» Exercise directions
Retype, exactly as they stand, the lines from the start of the data to the line that contains "workspace ---------- */", both ends included. Leave the pictures out.

» Raw data
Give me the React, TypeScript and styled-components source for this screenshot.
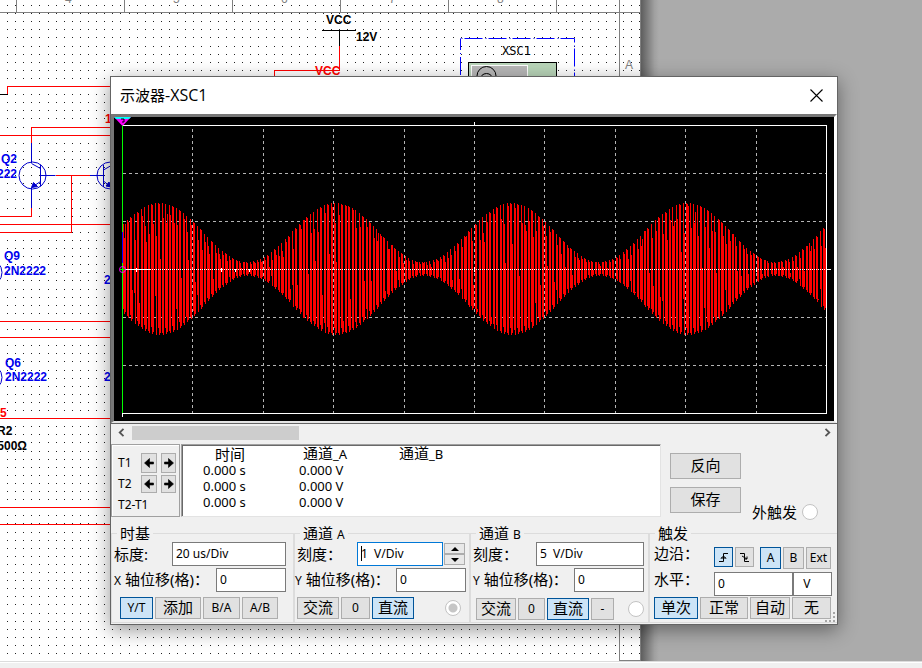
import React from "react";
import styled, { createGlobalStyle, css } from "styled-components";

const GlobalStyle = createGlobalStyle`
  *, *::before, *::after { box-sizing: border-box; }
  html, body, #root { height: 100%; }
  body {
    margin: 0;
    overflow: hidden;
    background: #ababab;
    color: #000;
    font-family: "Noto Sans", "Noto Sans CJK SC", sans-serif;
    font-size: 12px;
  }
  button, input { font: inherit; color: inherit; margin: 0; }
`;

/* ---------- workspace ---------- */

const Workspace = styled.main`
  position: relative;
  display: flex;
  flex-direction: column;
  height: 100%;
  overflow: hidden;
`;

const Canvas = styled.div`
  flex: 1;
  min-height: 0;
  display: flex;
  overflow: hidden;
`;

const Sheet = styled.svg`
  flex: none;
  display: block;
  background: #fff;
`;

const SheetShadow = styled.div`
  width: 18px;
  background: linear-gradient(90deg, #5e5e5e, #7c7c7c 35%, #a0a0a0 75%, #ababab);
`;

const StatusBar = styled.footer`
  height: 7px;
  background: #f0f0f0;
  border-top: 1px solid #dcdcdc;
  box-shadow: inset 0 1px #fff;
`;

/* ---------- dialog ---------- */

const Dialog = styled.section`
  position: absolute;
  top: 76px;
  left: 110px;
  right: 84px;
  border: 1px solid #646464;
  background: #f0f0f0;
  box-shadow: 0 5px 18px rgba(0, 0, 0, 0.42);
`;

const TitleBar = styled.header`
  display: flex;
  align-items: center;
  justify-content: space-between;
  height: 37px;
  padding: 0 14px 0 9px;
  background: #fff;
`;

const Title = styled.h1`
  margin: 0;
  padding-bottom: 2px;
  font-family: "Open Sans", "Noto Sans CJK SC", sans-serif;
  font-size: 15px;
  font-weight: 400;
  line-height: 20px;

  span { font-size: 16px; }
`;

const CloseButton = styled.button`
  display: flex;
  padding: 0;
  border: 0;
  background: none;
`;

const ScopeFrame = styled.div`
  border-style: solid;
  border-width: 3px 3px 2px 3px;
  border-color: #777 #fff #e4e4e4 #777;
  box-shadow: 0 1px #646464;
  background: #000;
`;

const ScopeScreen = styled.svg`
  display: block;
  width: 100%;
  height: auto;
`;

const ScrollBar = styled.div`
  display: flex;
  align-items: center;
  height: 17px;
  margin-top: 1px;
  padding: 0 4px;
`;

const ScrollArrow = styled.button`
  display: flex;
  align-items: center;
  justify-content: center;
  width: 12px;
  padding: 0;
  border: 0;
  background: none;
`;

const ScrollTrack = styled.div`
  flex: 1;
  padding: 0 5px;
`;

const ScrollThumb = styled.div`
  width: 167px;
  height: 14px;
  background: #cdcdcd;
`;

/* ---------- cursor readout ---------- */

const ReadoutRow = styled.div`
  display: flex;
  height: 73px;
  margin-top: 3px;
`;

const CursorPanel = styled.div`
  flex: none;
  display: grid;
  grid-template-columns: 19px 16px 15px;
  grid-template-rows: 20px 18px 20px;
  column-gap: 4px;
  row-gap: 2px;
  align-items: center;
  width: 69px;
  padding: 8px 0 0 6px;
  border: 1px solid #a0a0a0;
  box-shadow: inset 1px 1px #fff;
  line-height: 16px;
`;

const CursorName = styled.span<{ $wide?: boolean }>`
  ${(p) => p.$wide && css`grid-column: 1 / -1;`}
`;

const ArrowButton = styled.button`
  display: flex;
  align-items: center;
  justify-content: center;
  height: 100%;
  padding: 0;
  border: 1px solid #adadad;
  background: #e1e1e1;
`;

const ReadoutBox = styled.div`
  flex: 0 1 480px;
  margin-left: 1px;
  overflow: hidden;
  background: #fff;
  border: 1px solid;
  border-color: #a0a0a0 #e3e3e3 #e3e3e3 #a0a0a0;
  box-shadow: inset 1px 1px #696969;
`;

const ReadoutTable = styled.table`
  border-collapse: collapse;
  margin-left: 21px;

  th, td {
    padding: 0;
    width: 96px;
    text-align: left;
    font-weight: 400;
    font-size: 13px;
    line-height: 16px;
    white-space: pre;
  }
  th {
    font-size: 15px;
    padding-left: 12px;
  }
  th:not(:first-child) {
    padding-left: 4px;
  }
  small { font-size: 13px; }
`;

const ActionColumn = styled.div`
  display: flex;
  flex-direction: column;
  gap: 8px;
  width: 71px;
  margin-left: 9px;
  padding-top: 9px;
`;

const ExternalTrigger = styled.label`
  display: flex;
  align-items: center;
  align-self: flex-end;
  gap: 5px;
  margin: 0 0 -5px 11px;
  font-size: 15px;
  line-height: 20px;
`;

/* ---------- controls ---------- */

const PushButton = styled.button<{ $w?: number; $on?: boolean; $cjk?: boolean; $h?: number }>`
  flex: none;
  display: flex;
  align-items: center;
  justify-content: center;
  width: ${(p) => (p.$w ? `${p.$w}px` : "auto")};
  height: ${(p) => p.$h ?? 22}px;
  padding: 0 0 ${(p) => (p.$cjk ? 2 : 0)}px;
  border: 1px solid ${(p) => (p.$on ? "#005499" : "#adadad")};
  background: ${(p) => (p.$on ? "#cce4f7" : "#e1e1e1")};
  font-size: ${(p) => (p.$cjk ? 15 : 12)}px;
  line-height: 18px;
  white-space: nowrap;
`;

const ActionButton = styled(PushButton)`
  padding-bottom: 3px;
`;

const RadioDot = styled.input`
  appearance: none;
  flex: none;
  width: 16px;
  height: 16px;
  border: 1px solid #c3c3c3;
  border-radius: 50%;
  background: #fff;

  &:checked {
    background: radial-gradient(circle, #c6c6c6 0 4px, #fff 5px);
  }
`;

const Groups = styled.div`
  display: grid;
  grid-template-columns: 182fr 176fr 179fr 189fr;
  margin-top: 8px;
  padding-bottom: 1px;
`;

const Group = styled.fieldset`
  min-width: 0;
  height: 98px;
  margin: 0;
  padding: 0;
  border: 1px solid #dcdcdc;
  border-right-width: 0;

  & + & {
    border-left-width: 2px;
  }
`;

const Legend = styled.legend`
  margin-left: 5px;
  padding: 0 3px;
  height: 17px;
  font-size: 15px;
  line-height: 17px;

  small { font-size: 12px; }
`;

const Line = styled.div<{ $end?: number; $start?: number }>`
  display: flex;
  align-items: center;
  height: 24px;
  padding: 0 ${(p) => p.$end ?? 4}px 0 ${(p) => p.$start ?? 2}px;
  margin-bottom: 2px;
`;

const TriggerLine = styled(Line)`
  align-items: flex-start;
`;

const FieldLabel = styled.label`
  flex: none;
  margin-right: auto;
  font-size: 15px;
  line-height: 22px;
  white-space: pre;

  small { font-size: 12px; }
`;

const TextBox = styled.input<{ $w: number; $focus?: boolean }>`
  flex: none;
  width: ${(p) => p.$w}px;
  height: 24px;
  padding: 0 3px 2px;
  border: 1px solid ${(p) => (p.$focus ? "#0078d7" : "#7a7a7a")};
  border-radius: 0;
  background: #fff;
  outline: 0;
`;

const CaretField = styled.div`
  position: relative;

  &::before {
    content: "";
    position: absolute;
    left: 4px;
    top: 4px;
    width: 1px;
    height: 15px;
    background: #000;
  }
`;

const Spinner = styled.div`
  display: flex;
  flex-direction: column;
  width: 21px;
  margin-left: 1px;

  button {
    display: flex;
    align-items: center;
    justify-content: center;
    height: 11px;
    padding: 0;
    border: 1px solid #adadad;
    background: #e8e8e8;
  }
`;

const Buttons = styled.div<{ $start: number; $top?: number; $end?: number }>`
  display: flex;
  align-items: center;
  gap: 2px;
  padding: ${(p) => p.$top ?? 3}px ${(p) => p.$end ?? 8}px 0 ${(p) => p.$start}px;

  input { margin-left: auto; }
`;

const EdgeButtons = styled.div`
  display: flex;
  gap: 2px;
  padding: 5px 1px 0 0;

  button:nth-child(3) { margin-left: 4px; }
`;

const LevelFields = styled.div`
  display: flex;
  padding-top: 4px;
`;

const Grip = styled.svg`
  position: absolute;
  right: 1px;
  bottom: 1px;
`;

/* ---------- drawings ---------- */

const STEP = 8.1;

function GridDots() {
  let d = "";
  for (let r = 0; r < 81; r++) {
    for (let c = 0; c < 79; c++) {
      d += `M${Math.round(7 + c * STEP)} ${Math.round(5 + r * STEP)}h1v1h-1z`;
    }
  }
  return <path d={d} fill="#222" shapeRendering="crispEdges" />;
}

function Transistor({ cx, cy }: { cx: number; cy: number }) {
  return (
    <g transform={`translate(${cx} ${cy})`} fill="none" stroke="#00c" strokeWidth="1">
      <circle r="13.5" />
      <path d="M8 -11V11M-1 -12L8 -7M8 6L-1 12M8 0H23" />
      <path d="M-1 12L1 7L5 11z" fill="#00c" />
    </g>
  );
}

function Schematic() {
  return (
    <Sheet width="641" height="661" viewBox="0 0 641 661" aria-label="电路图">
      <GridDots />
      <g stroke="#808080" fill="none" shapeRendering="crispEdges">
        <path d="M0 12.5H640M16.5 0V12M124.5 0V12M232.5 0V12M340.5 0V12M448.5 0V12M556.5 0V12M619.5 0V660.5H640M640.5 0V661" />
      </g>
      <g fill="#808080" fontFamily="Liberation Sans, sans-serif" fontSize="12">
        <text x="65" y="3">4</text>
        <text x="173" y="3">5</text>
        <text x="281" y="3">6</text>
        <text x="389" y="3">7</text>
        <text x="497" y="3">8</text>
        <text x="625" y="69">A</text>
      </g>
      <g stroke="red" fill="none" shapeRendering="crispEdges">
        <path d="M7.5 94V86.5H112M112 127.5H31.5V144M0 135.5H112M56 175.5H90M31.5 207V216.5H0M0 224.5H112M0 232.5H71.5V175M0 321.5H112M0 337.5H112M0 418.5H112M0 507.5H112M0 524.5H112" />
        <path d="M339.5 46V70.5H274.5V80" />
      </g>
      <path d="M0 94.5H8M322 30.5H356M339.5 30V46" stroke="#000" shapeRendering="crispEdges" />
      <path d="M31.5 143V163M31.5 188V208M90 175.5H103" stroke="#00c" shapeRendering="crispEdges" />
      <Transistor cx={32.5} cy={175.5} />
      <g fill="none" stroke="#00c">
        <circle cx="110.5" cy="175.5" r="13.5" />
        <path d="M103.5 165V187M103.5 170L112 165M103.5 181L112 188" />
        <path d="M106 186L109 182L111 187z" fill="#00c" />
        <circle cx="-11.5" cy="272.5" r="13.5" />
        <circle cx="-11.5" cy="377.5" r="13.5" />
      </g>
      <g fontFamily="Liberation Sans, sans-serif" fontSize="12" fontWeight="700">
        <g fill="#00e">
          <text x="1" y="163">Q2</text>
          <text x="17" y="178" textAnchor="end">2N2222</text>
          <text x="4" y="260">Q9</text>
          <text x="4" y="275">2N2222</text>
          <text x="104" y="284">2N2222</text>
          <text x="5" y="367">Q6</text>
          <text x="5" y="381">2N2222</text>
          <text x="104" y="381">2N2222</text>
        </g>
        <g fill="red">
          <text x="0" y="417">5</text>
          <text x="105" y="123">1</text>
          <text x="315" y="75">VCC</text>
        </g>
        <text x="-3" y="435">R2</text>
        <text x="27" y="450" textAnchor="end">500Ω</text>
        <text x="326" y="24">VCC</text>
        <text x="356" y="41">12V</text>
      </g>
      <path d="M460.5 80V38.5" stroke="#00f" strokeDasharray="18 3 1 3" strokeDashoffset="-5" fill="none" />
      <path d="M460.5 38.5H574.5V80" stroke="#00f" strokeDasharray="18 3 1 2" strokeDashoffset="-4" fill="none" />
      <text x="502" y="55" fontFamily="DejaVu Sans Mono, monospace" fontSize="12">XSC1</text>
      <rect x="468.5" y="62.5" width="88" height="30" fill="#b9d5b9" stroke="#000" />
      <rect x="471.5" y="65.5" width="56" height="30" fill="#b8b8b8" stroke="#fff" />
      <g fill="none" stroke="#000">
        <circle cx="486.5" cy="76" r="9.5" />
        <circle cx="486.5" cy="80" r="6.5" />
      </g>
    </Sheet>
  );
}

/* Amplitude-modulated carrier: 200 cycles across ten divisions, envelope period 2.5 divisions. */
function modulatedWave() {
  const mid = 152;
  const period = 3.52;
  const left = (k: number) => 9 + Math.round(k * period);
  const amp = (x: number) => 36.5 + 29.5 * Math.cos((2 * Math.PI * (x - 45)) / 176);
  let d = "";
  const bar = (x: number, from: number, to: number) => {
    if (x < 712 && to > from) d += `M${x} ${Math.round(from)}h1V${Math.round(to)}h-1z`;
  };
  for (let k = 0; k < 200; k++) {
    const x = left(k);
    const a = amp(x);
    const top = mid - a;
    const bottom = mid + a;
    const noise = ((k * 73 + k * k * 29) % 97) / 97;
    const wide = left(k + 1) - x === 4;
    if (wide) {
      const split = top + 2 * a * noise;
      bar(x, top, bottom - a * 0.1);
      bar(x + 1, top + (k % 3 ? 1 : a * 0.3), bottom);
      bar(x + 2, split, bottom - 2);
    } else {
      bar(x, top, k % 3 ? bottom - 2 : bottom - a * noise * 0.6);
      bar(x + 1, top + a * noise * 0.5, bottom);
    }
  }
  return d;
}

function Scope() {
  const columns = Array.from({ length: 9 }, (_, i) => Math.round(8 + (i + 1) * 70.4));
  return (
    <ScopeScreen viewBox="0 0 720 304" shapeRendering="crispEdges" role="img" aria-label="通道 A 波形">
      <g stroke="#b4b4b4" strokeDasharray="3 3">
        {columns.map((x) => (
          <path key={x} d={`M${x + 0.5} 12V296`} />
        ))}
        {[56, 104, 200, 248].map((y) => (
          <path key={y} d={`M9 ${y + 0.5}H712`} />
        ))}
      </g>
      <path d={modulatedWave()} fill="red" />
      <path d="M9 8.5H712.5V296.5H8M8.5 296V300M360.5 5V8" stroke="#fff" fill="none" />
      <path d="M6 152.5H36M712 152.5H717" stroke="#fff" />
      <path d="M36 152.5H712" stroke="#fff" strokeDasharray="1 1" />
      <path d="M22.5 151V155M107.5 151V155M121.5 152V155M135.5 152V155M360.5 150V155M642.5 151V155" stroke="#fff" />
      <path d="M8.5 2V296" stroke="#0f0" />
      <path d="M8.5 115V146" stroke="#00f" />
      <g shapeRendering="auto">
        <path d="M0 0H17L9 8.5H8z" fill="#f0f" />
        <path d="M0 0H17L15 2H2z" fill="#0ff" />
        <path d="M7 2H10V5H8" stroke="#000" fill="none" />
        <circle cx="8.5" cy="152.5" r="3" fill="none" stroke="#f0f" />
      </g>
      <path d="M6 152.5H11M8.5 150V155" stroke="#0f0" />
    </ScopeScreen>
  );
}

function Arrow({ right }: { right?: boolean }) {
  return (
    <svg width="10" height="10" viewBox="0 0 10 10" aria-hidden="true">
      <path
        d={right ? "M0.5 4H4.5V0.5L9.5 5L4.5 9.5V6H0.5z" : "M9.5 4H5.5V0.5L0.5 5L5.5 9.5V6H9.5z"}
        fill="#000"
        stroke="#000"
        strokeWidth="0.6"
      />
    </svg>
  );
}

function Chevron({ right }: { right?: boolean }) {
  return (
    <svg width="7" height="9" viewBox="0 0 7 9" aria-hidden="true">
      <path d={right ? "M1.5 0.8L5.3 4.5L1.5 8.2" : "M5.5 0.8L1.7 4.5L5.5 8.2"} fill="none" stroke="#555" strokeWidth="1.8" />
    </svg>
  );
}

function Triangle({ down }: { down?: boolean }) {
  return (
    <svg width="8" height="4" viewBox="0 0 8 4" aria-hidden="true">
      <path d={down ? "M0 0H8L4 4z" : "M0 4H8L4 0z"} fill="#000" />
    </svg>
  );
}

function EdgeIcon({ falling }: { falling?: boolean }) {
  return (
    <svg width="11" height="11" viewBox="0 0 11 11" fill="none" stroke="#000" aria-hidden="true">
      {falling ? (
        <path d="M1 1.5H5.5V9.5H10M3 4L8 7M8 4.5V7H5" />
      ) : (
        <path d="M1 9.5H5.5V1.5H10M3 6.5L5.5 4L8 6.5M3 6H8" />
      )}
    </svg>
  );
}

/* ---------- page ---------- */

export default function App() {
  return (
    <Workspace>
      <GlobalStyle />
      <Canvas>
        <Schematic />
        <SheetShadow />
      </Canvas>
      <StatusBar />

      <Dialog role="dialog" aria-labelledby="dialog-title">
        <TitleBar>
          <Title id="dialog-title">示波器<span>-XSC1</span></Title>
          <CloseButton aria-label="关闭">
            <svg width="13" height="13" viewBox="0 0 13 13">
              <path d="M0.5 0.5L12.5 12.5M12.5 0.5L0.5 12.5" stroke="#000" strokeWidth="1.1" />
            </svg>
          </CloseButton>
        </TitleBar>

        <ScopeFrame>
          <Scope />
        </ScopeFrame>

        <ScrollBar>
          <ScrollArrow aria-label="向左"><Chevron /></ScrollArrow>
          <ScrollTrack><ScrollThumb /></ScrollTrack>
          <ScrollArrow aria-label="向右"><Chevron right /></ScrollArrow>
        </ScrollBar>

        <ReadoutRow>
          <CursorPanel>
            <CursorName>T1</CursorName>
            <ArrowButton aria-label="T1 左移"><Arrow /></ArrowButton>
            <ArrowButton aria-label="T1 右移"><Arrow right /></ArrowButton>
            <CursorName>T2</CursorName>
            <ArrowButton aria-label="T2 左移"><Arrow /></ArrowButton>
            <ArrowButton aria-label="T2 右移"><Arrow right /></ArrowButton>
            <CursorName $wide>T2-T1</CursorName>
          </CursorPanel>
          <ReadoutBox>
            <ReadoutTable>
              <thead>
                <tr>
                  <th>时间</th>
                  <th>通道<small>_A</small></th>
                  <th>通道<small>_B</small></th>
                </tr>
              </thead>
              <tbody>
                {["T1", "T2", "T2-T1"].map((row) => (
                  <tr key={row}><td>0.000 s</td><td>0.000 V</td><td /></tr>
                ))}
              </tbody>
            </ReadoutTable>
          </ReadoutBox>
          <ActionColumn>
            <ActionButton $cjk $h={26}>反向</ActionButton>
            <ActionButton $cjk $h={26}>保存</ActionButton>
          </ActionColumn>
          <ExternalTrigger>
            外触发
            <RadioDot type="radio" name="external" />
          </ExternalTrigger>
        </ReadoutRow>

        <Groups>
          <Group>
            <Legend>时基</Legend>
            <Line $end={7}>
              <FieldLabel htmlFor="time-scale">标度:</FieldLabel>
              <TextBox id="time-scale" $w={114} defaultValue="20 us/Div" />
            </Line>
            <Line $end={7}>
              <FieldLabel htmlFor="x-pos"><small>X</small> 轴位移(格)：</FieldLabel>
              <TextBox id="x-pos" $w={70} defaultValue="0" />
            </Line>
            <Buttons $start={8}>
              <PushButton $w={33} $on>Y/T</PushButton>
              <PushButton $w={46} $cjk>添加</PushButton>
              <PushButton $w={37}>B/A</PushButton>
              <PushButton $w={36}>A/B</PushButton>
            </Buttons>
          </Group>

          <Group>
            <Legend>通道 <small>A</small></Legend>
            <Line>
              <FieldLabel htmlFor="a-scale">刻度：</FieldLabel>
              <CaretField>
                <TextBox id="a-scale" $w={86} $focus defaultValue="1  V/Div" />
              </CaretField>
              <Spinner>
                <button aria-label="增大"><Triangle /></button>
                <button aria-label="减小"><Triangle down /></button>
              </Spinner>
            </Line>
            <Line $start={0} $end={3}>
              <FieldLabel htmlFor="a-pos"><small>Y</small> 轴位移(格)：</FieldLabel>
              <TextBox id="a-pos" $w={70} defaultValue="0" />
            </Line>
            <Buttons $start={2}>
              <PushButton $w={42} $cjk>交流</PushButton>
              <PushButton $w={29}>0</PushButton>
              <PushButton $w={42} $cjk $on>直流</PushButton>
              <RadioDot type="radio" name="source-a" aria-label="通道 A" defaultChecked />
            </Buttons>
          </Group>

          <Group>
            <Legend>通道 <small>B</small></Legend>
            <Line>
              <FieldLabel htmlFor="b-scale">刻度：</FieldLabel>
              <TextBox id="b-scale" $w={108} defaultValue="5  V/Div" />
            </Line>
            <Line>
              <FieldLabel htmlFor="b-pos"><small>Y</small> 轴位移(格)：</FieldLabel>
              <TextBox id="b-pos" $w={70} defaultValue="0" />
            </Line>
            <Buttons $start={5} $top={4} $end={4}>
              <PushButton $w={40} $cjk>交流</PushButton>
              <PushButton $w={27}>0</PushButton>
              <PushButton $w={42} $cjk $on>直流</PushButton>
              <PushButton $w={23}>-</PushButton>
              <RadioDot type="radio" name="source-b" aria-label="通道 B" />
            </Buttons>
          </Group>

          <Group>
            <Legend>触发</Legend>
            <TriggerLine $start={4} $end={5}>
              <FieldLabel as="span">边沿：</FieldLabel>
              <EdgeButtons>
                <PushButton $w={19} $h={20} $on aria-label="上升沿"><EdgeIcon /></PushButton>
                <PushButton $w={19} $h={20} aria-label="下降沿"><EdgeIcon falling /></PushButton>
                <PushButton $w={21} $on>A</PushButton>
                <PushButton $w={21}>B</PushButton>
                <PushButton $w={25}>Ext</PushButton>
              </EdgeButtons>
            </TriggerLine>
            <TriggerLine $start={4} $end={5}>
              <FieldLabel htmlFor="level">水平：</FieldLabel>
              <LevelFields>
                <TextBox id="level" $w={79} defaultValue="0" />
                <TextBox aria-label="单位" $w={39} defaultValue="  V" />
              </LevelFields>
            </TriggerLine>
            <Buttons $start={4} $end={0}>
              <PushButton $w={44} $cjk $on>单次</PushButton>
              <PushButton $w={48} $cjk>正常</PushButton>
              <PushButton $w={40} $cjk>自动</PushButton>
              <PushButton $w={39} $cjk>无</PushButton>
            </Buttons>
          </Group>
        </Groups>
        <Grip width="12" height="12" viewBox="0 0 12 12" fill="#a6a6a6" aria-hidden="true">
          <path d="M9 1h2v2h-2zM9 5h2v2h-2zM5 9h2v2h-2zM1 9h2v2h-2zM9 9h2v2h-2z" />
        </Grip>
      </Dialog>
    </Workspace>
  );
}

» Result of the task
Give me the React, TypeScript and styled-components source for this screenshot.
import React from "react";
import styled, { createGlobalStyle, css } from "styled-components";

const GlobalStyle = createGlobalStyle`
  *, *::before, *::after { box-sizing: border-box; }
  html, body, #root { height: 100%; }
  body {
    margin: 0;
    overflow: hidden;
    background: #ababab;
    color: #000;
    font-family: "Noto Sans", "Noto Sans CJK SC", sans-serif;
    font-size: 12px;
  }
  button, input { font: inherit; color: inherit; margin: 0; }
`;

/* ---------- workspace ---------- */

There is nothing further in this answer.